Tuesday, December 5, 2006

Handle with care

The snake charmer is dead. Tragically, Ali Khan Samsuddin, a fifth generation snake charmer, died last week in Kuala Lumpur after being bitten by a cobra. He had been bitten many times before and always managed to survive. Not so this time. Though originally tied to religion, in modern times, snake handling is a trade without much religious significance. The religious practice of handling snakes does still exist, believe it or not, in the American South.

In 1992, a man named Glen Summerford stood accused of attempted murder after forcing his wife to put her hand into a cage full of snakes. He was the pastor of the Church of Jesus with Signs Following. Services at this tiny church, located in the Northern Alabama town of Scottsboro, include speaking in tongues, handling fire and drinking strychnine from mason jars. But even more exciting is their practice of handling poisonous snakes as the Spirit moves them.

The faithful at the Church of Jesus with Signs Following interpret literally a passage in the Book of Acts: And these signs shall follow them that believe; In my name they shall cast out devils; they shall speak with new tongues; they shall take up serpents; and if they drink any deadly thing, it shall not hurt them; they shall lay hands on the sick, and they shall recover. When the Spirit moves 'em in Scottsboro, they get out the snakes.

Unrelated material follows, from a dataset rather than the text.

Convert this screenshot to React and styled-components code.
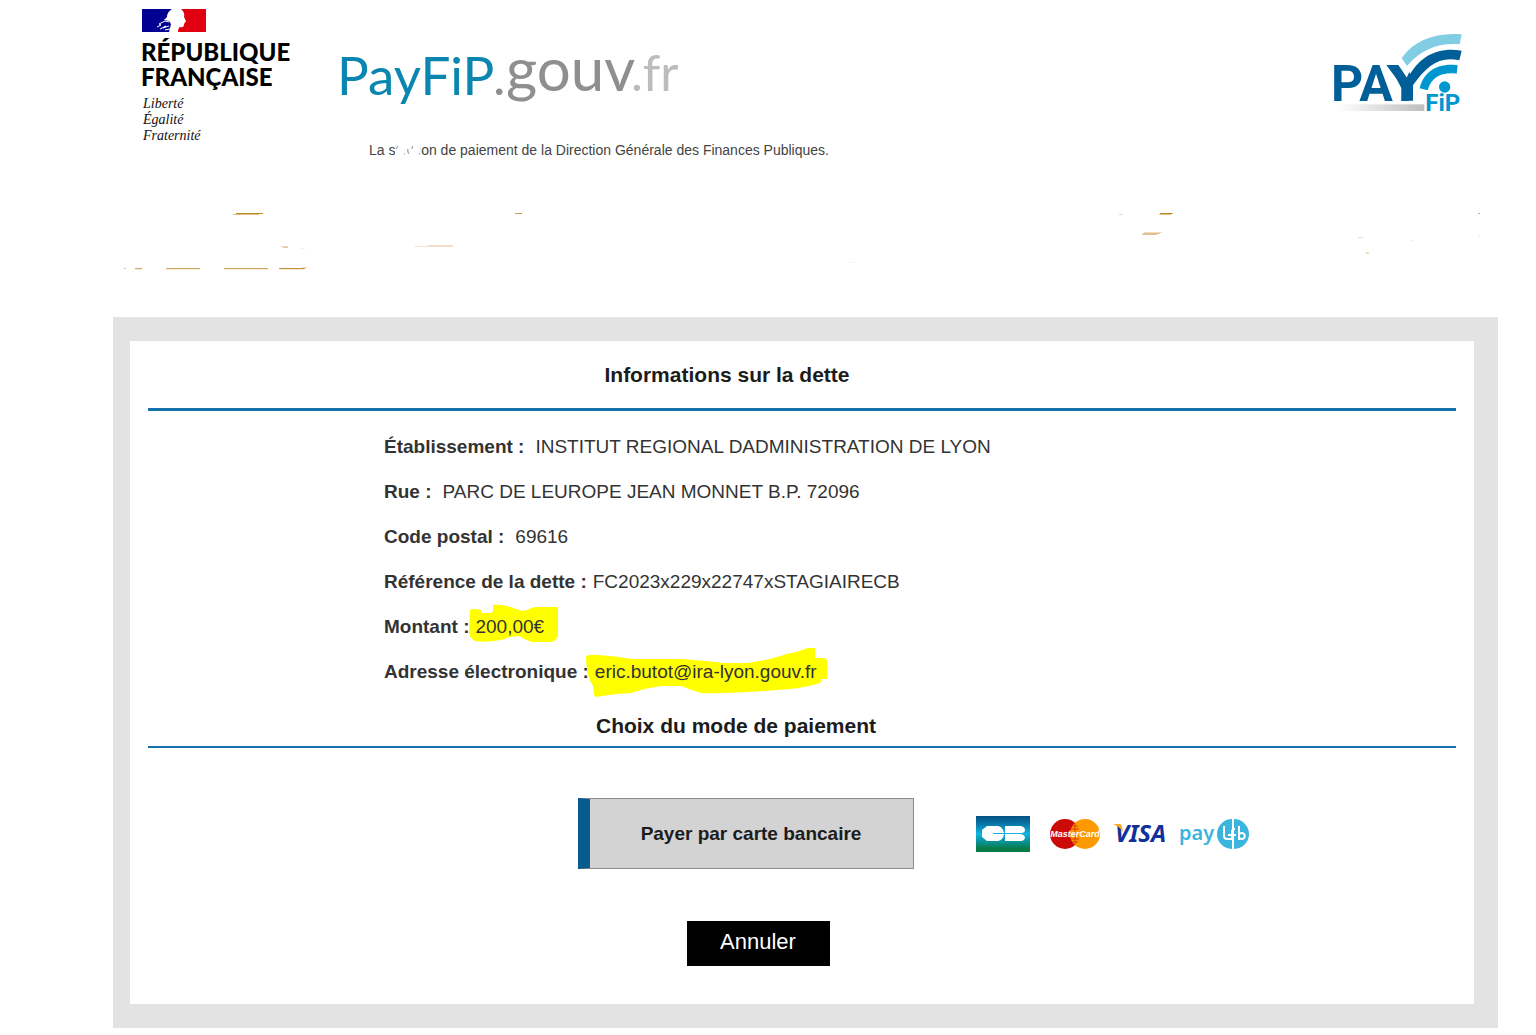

Dennis Covington was a freelance journalist covering Summerford's trial for the New York Times. After the trial was over, Covington was befriended by some of the snake handlers and other members of the church. He began to attend services at the church out of curiosity and, over the course of a few months, was pulled into a bizarre world of fundamentalist Christianity where "believers" base their entire Christian identity on one or two Bible passages. Apparent lunacy is generally the result of such limited Biblical interpretation.

While mainstream Christian fundamentalism is not quite as zany, nor as interesting, as it is in Appalachia, the practice of carving the Bible up into little passages and verses that serve particular agendas is just as common. Leviticus does say that for a man to lie with another man is an abomination. It also says that shellfish are an abomination. It says don't cut your hair, don't wear clothing made with two different materials. It's okay to own slaves. Just don't disrespect your father or you'll be put to death. Take one verse, take all. Or else step back and open up to a larger perspective, one that doesn't diminish God or re-create him in our own limited image.

Fortunately, Dennis Covington escaped the cult and made it back to New York. He wrote about his experience in an amazing book called Salvation on Sand Mountain: Snake Handling and Redemption in Southern Appalachia. In the book Covington says that the snake-handling experience confirmed his long-held suspicion that madness and religion are a hair's breadth apart. That feeling after God is dangerous business. That Christianity without passion, danger, and mystery may not really be Christianity at all. I'm with Dennis on this. Let us not reduce faith in God to a small-minded, verse-picking, powerless and fearful way of life.